To show that the amplitude of a water wave is not affected is relatively simple. If the wave propagates along the x-axis, and the amplitude is along the y-axis, a relativistic transformation along the x-axis will yield $y’=y$. Hence the y-coordinate of a $H_2 O$ molecule at the top of the wave will not change, and the amplitude stays constant.

So why is this different in case of an electromagnetic wave?

Because the electric field measures the gradient (rate of change) of the electromagnetic potential. Not the voltage of potential itself. If the electric field oscillates so will the potential, and since the amplitude of the potential is unaffected by the doppler effect, the slope of the wave will change with the frequency. In other words, the amplitude of the gradient will change with the frequency.

If we choose the vector potential of an electromagnetic wave to be $ \mathbf{A} =A c \sin(kz-\omega t) \hat{\mathbf{x}}$, and use the Gibbs gauge with scalar potential $V=0$, the electric field will be \begin{equation} \mathbf{E}=-\nabla V- \frac{1}{c} \frac{d \mathbf{A}}{dt}= -Ac \frac{d}{dt}{\sin(kz-\omega t) \hat{\bf{x}}} \end{equation}

\begin{equation} = \omega A {\cos(kz-\omega t) \hat{\bf{x}}} \end{equation}

If we now consider a doppler shifted wave with identical ampliude, $A$, and doppler shift factor $\Gamma$, so that $\omega'=\Gamma \omega$, we get

\begin{equation} \mathbf{E}'=-\nabla V'- \frac{1}{c} \frac{d \mathbf{A'}}{dt}= -Ac \frac{d}{dt}{\sin(kz-\Gamma \omega t) \hat{\bf{x}}} \end{equation}

\begin{equation} = \Gamma \omega A {\cos(kz-\Gamma \omega t) \hat{\bf{x}}} \end{equation}

We see that the amplitude of the doppler shifted electric wave has changed with the same factor, $\Gamma$, as the frequency.

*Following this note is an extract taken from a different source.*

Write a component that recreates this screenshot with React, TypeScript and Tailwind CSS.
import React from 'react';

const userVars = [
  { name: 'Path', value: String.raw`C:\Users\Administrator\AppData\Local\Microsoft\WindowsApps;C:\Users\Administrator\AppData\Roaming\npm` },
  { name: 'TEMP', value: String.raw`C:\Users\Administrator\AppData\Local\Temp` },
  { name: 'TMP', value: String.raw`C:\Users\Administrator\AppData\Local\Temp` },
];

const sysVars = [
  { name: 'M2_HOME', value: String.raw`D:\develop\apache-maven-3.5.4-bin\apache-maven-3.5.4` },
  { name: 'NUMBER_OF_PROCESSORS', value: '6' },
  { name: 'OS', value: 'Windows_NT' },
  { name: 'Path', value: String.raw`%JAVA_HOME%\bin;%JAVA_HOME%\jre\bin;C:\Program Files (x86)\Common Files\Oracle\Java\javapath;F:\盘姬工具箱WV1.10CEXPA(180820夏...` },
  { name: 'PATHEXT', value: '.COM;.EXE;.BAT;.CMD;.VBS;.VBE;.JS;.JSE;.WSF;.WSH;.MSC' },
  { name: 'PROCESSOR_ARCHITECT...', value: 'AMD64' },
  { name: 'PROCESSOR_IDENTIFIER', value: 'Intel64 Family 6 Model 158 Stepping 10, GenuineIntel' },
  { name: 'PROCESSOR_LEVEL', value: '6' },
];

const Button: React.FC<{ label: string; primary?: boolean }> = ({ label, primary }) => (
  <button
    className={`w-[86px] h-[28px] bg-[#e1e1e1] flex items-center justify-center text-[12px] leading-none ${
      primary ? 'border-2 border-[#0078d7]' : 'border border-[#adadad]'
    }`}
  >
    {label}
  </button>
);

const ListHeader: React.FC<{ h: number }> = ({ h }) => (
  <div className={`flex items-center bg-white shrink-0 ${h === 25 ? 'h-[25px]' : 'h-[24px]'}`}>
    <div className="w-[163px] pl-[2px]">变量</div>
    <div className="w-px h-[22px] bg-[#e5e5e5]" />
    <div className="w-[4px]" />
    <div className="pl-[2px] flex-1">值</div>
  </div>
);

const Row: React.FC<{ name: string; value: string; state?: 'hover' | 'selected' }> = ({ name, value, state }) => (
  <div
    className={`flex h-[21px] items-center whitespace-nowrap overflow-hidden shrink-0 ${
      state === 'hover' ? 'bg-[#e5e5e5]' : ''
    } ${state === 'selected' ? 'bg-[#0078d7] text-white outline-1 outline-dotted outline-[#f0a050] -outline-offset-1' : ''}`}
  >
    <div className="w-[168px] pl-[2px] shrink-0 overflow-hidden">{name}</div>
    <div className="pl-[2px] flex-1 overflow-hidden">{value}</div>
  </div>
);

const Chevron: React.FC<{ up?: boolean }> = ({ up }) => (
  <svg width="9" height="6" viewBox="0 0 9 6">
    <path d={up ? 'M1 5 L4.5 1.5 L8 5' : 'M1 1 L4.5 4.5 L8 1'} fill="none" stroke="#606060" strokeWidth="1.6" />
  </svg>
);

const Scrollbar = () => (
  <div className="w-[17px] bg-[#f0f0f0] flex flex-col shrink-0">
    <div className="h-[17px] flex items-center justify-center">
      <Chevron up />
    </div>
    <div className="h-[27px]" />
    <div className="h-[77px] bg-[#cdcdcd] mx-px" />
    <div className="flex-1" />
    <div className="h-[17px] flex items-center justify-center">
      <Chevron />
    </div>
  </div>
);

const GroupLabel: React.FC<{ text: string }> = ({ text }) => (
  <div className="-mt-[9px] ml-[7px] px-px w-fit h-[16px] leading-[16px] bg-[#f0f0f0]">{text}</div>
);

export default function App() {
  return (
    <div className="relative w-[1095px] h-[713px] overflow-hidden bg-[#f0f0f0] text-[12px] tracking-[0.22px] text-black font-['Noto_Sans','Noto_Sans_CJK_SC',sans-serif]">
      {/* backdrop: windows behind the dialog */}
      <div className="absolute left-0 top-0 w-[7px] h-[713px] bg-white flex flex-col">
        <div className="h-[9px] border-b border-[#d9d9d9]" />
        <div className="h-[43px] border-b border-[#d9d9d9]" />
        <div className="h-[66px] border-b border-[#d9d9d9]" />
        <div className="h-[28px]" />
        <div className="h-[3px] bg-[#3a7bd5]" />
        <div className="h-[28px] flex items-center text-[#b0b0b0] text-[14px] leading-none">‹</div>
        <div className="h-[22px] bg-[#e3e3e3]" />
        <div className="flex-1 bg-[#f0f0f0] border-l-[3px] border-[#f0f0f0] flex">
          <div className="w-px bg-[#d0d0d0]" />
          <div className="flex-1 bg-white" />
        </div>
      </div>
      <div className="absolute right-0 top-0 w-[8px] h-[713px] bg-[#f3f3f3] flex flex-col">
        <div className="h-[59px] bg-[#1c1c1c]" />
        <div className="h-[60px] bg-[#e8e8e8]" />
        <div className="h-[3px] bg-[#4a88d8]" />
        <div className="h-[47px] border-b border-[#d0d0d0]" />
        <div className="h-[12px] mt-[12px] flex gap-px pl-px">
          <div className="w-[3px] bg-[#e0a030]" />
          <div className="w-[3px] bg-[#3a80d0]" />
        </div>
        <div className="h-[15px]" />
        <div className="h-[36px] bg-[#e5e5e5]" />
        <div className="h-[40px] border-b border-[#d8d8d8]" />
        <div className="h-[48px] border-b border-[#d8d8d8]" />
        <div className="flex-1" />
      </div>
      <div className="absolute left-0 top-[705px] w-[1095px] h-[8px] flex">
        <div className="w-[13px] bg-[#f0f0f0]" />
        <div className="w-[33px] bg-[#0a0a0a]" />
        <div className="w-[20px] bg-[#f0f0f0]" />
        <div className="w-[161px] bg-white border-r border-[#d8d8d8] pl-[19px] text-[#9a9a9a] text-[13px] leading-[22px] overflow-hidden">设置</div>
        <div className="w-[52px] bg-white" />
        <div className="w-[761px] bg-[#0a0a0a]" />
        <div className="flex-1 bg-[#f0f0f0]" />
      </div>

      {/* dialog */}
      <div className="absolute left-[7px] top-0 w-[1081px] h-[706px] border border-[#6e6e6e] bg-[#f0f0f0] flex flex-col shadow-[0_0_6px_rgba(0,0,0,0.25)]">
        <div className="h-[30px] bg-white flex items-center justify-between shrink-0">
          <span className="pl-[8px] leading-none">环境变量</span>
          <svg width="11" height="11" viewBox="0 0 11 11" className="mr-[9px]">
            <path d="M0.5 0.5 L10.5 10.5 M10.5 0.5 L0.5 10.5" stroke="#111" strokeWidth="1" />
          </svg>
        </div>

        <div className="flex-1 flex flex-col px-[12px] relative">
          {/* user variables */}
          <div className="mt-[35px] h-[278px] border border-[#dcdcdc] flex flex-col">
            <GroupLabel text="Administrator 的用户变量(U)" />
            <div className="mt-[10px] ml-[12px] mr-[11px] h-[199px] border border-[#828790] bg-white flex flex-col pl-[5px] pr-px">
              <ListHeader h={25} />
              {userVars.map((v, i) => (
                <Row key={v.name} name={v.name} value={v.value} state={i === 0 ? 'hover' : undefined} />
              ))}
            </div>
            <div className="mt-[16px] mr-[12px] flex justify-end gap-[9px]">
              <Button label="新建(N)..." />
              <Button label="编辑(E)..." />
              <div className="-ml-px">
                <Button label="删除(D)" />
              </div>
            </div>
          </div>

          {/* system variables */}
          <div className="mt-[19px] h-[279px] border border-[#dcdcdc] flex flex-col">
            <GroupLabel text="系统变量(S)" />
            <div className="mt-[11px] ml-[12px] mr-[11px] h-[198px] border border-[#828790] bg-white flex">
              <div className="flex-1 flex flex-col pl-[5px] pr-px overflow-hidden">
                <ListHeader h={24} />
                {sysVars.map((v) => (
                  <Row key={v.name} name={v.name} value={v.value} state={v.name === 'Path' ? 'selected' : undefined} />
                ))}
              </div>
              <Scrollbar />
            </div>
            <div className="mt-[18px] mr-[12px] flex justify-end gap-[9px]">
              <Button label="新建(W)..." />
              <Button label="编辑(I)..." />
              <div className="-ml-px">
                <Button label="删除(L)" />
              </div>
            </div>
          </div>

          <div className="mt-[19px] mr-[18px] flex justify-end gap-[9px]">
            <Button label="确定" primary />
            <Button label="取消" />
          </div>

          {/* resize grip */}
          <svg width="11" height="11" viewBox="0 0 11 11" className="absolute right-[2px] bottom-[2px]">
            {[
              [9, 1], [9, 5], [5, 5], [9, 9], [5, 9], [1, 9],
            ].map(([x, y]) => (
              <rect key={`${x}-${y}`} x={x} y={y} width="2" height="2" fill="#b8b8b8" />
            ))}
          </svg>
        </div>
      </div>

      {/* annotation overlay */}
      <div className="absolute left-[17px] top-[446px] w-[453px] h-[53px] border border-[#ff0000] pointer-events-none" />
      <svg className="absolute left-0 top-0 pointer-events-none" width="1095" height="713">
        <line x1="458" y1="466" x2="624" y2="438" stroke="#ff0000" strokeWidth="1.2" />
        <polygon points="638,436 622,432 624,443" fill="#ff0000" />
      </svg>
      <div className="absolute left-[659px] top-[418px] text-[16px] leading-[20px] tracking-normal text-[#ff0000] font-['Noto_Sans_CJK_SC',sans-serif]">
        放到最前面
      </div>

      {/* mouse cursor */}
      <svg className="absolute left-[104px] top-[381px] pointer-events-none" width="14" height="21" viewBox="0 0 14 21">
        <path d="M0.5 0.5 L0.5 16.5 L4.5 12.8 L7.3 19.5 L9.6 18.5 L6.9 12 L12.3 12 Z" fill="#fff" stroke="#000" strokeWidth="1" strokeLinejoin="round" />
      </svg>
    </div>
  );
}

In the same way, if we measure the amplitude of a sound wave in pascal (SI unit of pressure) the amplitude will not be affected by the doppler effect. But if we instead measure the pressure gradient off the same wave, $\frac{dP}{dx}$, the amplitude will be Doppler shifted.

Answer 3

The E and B of electromagnetism are components of the electromagnetic field tensor $F^{\mu\nu}$.

$$ F^{\mu\nu}=\begin{bmatrix} 0 & cB_z & -cB_y & E_x \cr -cB_z & 0 & cB_x & E_y \cr cB_y & -cB_x & 0 & E_z \cr E_x & E_y & E_z & 0 \end{bmatrix} $$

The EM wave is going in the z direction so $E_z=B_z=0$. We then transform the EM field tensor F to a frame boosted in the -z direction.

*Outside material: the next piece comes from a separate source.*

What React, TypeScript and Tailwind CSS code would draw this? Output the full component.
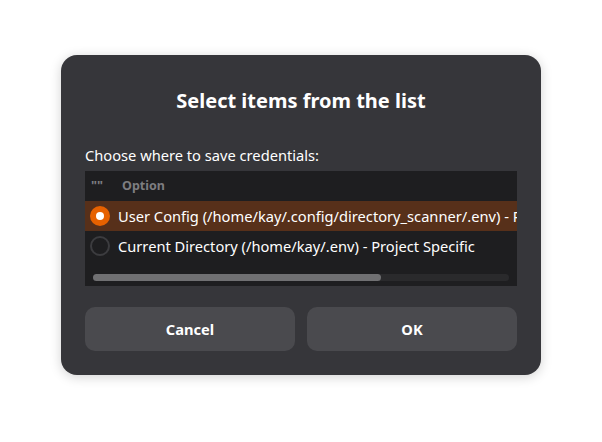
import { useState } from "react";

const options = [
  "User Config (/home/kay/.config/directory_scanner/.env) - Recommended",
  "Current Directory (/home/kay/.env) - Project Specific",
];

function Radio({ checked }: { checked: boolean }) {
  if (checked) {
    return (
      <span className="flex h-[20px] w-[20px] shrink-0 items-center justify-center rounded-full bg-[#e66100]">
        <span className="h-[8px] w-[8px] rounded-full bg-white" />
      </span>
    );
  }
  return <span className="h-[20px] w-[20px] shrink-0 rounded-full border-2 border-[#3c3c3f]" />;
}

export default function App() {
  const [selected, setSelected] = useState(0);

  return (
    <div className="flex min-h-[442px] justify-center bg-white pt-[55px] font-['Noto_Sans',sans-serif]">
      <div className="flex h-[320px] w-[480px] flex-col rounded-[16px] bg-[#36363a] px-[24px] pb-[24px] shadow-[0_2px_12px_rgba(0,0,0,0.18)]">
        <h1 className="mt-[33px] text-center text-[20px] font-bold leading-[26px] text-white">
          Select items from the list
        </h1>

        <p className="mt-[32px] text-[14.67px] leading-[18px] text-white">Choose where to save credentials:</p>

        <div className="mt-[7px] h-[115px] overflow-hidden bg-[#1e1e20]">
          <div className="flex h-[30px] items-center text-[12.5px] font-bold text-[#7d7d80]">
            <span className="w-[37px] pl-[6px] leading-none">""</span>
            <span>Option</span>
          </div>
          {options.map((opt, i) => (
            <div
              key={opt}
              onClick={() => setSelected(i)}
              className={
                "flex h-[30px] items-center gap-[8px] pl-[5px] " + (selected === i ? "bg-[#57301a]" : "")
              }
            >
              <Radio checked={selected === i} />
              <span className="whitespace-nowrap text-[14.67px] text-white">{opt}</span>
            </div>
          ))}
          <div className="mx-[8px] mt-[13px] h-[7px] rounded-full bg-[#2a2a2c]">
            <div className="h-full w-[288px] rounded-full bg-[#707072]" />
          </div>
        </div>

        <div className="mt-auto flex gap-[12px]">
          <button className="h-[44px] flex-1 rounded-[10px] bg-[#4a4a4e] text-[14.67px] font-bold text-white">
            Cancel
          </button>
          <button className="h-[44px] flex-1 rounded-[10px] bg-[#4a4a4e] text-[14.67px] font-bold text-white">
            OK
          </button>
        </div>
      </div>
    </div>
  );
}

\begin{align} F_{New} & = \begin{bmatrix} 1 & 0 & 0 & 0 \cr 0 & 1 & 0 & 0 \cr 0 & 0 & \cosh{\lambda} &-\sinh{\lambda} \cr 0 & 0 &-\sinh{\lambda} & \cosh{\lambda} \end{bmatrix} \begin{bmatrix} 0 & 0 & -cB_y & E_x \cr 0 & 0 & cB_x & E_y \cr cB_y & -cB_x & 0 & 0 \cr E_x & E_y & 0 & 0 \end{bmatrix} \begin{bmatrix} 1 & 0 & 0 & 0 \cr 0 & 1 & 0 & 0 \cr 0 & 0 & \cosh{\lambda} & \sinh{\lambda} \cr 0 & 0 & \sinh{\lambda} & \cosh{\lambda} \end{bmatrix}\\ &=\begin{bmatrix} 0 & 0 &-\gamma(cB_y-\beta E_x) &\gamma(E_x-\beta cB_y) \cr 0 & 0 & \gamma(cB_x+\beta E_y) &\gamma(E_y+\beta cB_x) \cr \gamma(cB_y -\beta E_x) &-\gamma(cB_x+\beta E_y) & 0 & 0\cr \gamma(E_x -\beta cB_y) & \gamma(E_y+\beta cB_x) &0 & 0 \end{bmatrix}\end{align}

where the substitutions $\gamma=\cosh{\lambda}$ and $\beta\gamma=\sinh{\lambda}$ were made. The $\lambda$ is the Lorentz Boost parameter (also known as rapidity), and where $\beta=\frac{v}{c}=\tanh{\lambda}$.

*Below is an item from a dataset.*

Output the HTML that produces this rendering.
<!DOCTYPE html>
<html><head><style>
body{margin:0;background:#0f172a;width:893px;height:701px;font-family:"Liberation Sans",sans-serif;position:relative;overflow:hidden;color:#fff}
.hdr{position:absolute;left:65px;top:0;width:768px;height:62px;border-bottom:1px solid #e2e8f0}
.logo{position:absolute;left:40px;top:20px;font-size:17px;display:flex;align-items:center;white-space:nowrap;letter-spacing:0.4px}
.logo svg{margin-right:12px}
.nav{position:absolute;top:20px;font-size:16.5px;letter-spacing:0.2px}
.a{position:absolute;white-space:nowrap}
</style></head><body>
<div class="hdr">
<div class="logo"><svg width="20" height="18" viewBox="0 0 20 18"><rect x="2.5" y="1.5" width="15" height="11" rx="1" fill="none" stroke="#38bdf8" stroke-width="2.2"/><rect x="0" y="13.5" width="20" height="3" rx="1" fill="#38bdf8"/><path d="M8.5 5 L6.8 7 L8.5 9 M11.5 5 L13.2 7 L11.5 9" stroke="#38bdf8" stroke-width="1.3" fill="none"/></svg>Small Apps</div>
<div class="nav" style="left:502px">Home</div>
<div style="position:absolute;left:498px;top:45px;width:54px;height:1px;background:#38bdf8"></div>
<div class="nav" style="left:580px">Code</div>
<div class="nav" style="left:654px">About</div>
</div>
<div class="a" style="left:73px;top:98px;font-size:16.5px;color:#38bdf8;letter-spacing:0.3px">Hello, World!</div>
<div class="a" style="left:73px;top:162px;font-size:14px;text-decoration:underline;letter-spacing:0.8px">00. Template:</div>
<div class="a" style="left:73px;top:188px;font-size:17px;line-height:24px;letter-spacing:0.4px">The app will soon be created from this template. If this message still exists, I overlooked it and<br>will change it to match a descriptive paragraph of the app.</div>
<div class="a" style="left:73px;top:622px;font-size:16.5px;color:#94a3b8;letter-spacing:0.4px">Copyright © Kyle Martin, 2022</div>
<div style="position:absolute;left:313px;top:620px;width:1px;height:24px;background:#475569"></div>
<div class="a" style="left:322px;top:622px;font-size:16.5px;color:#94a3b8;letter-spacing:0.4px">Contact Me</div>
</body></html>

You can see that the new E and B are different. For example $E^{New}_{x}=\gamma(E_x-\beta cB_y)$. As you quoted Einstein, the same Doppler factor $\gamma$ appears.

For the boost being in the opposite direction the EM wave is travelling, the frequency of the EM wave seen by the boosted observer is Doppler shifted to: $$ \nu_{new}=e^{\lambda}\nu $$

Answer 4

When an EM-wave pulse collides with an antenna of a still standing spaceship, the kinetic energy of the pulse becomes EM-energy.

When an EM-wave pulse collides with an antenna of a spaceship moving away at speed about 0.5 c, half of the kinetic energy of the pulse becomes EM-energy, other half becomes kinetic energy of the ship.

When an EM-wave pulse collides with an antenna of a spaceship moving towards the pulse at speed about 0.5 c, all of the kinetic energy of the pulse becomes EM-energy, and equal amount of kinetic energy of the spaceship is converted to EM-energy.

When an sound-wave pulse collides with a diaphragm of a still standing microphone, the very small kinetic energy of the pulse becomes sound energy.

So sound-waves and EM-waves work the same way.

But it's quite difficult to move towards a sound wave at relativistic speed, and then measure the amplitude. And the Doppler effect would be very large. Except if we have sound wave that moves very fast in some special material, then it's more like EM-wave.